Governor signs 'Jackie's Law' to prevent GPS stalking

Jul 23, 2014

Governor Cuomo signed a series of laws Wednesday, that that aims to crack down on domestic violence offenders.

“Jackie’s Law” will prevent GPS stalking by updating New York State’s stalking statutes to allow law enforcement to pursue criminal charges against those who use GPS or other electronic devices to stalk their victims.

Jackie Wisniewski's brother David Wisniewski stands between State Senator Tim Kennedy and Assemblywoman Crystal Peoples-Stokes in Niagara Square.
Credit Eileen Buckley / WBFO

The law was prompted by the tragic death of Jackie Wisniewski, who was shot to death in a stairwell at ECMC in 2012, after being stalked by her ex-boyfriend Dr. Timothy Jorden. Several months before her death Wisniewski found that Jorden installed a GPS tracking device on her car, but the current law didn’t protect her. 

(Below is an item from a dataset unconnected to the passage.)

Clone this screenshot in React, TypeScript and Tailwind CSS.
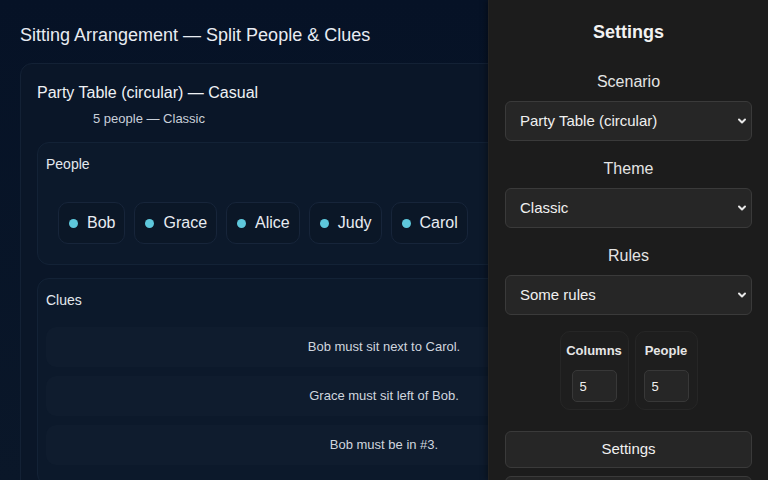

Senator Tim Kennedy helped author the legislation. He says strengthening domestic violence laws is crucial in keeping New Yorkers safe.

“We want to prevent the horrific instance that happened to Jackie Wisniewski from ever happening here in western New York of anywhere else in New York State,” said Kennedy. “Because of the courage of her family to step forward and tell her tragic story we were able to get it signed into law by the Governor and I’m absolutely certain we will save lives in our community and across the state.”

The governor also signed laws that strengthen aggravated harassment codes and crack down on public lewdness. Kennedy says he believes the new laws will be an important step forward in the ongoing effort to prevent domestic violence.

“There’s also the awareness component that will help to make sure that folks throughout our community, that are victims of stalking, that are victims of domestic violence, know that there’s opportunities and places to turn if in fact that abuse is happening,” said Kennedy.

According to the state Division of Criminal Justice Services in 2012, there were more than 6,300 domestic violence victims in Erie County and over 4,000 of those were women.